- _Raw data_:
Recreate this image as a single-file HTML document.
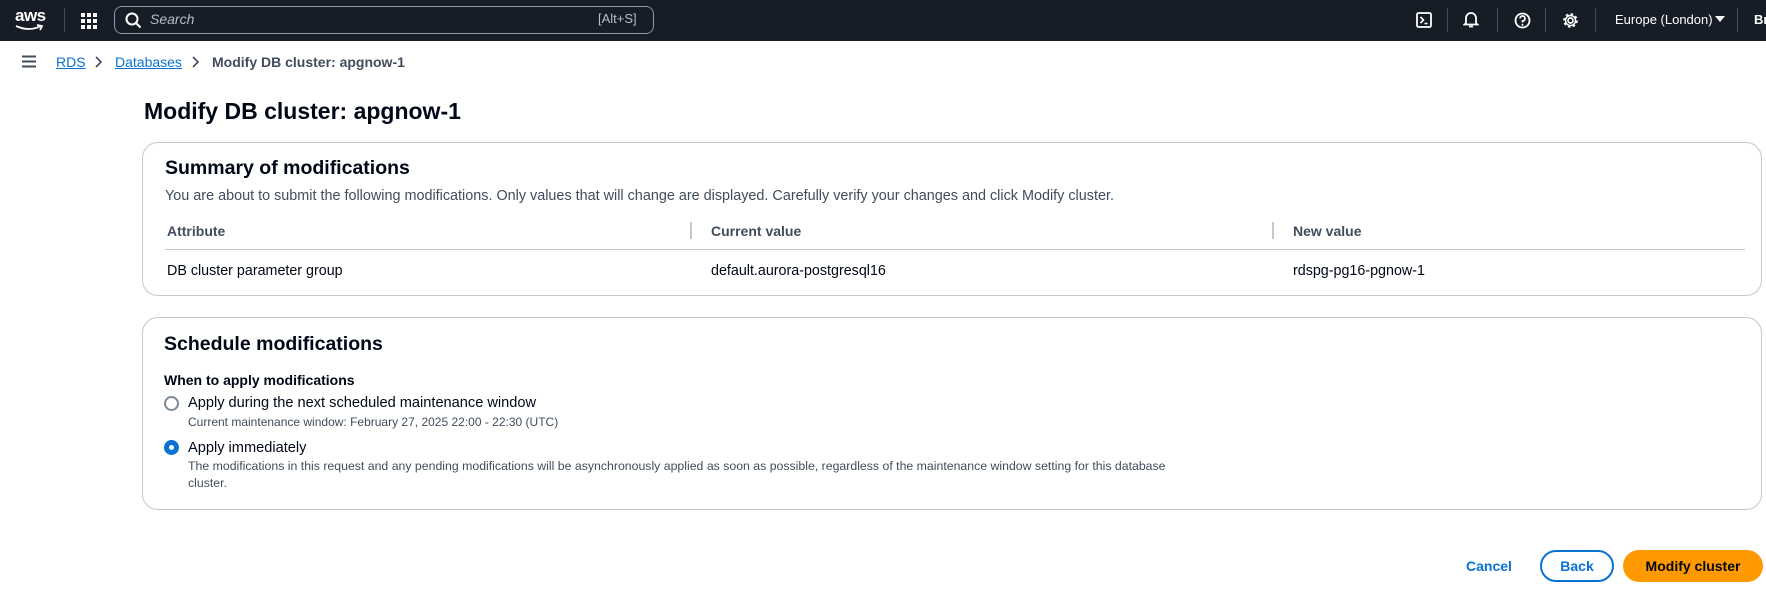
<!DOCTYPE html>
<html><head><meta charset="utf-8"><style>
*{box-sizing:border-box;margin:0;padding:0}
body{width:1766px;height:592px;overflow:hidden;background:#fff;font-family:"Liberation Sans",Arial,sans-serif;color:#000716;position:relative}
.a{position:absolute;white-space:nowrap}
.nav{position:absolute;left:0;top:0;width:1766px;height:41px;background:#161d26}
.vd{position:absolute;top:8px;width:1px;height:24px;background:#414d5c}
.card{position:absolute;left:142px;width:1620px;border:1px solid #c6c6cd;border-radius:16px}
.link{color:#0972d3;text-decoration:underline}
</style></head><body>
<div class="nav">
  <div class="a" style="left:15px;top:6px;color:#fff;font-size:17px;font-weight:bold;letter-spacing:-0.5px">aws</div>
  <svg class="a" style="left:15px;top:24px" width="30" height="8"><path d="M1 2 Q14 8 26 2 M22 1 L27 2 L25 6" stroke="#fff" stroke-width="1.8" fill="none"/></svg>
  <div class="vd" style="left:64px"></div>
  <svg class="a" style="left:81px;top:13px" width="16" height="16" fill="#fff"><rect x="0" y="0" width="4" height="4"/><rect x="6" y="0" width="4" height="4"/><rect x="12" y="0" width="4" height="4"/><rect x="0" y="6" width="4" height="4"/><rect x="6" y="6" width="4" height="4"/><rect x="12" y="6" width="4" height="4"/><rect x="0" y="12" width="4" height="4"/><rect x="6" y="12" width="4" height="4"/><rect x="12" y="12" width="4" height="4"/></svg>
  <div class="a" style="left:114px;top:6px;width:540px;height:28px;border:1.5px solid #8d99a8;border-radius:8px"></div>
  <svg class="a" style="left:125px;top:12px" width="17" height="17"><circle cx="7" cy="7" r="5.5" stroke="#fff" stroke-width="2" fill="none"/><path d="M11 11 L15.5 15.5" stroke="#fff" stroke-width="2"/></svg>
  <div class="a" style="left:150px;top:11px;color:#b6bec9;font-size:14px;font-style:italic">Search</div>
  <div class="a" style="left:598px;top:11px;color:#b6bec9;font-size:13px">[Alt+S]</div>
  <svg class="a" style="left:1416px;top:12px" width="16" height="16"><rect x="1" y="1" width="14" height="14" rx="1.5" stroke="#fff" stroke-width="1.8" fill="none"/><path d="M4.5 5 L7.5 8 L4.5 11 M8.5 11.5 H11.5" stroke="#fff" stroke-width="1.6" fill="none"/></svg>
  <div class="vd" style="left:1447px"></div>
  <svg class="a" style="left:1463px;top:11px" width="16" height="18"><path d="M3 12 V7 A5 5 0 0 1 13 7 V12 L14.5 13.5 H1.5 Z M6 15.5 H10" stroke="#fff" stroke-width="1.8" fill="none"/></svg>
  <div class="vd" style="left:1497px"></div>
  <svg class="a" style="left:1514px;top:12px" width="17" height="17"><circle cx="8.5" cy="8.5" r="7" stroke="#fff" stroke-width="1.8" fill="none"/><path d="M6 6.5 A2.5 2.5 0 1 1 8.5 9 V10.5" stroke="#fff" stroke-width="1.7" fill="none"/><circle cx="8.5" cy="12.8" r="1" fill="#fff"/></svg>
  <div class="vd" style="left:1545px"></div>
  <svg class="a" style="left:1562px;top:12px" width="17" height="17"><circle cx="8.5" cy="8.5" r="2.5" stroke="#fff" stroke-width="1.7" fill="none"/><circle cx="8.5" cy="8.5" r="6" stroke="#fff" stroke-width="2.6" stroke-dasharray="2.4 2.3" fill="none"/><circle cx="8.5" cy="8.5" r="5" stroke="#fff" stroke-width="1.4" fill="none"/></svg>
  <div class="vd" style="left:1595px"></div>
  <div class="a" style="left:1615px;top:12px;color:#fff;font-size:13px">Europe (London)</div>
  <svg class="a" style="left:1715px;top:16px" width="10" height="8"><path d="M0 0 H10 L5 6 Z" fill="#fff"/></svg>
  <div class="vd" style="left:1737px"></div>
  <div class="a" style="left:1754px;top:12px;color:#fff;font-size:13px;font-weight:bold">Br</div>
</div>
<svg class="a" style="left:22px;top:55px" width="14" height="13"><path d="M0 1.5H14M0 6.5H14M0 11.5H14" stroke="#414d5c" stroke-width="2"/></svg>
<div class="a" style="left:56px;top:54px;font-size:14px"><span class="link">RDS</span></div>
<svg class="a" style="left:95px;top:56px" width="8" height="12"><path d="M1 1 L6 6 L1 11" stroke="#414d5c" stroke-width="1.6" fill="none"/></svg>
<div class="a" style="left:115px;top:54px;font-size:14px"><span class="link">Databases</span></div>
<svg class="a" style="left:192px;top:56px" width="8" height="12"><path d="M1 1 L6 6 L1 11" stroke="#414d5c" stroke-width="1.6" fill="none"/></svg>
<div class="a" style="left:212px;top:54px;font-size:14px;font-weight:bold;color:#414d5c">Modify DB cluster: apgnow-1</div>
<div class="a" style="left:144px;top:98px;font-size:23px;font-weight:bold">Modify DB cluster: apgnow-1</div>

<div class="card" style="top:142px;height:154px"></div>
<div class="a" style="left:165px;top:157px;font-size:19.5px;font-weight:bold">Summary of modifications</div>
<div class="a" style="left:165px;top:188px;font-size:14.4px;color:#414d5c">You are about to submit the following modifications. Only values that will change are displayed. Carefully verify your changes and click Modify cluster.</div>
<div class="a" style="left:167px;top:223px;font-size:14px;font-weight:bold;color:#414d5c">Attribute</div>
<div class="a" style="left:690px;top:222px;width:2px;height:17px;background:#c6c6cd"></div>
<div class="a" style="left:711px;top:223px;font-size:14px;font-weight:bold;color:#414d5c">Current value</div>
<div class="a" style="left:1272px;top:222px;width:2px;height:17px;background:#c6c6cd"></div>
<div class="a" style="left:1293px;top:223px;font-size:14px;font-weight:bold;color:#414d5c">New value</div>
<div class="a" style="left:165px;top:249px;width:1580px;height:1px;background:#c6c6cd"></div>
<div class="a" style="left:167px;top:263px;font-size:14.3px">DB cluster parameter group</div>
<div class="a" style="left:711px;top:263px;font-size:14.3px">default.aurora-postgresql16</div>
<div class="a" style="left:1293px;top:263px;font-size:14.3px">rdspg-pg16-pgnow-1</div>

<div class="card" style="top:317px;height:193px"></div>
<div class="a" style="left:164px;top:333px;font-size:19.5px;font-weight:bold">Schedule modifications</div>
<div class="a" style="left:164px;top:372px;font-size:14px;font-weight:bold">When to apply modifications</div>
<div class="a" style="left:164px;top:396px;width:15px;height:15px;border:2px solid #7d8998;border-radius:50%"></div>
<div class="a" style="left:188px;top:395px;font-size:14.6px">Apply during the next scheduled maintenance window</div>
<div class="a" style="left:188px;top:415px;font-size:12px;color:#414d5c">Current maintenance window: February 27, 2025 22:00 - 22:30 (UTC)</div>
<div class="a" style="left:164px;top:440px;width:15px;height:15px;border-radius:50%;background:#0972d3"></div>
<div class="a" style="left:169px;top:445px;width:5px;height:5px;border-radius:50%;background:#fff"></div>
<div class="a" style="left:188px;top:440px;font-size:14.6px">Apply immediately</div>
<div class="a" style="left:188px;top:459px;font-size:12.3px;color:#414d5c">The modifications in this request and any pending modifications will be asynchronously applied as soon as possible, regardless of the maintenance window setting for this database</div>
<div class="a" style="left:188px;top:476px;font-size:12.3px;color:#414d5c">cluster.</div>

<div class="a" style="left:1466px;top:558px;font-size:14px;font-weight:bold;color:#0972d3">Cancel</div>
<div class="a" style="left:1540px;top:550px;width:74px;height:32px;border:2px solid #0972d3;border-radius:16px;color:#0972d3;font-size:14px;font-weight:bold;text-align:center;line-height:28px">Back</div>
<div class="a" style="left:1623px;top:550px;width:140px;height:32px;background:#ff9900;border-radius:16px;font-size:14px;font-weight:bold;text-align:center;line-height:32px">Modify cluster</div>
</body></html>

- _Written task_: Set out every line from the material that contains the string "this".

- _Task output_:
Recreate this image as a single-file HTML document.
<div class="a" style="left:188px;top:459px;font-size:12.3px;color:#414d5c">The modifications in this request and any pending modifications will be asynchronously applied as soon as possible, regardless of the maintenance window setting for this database</div>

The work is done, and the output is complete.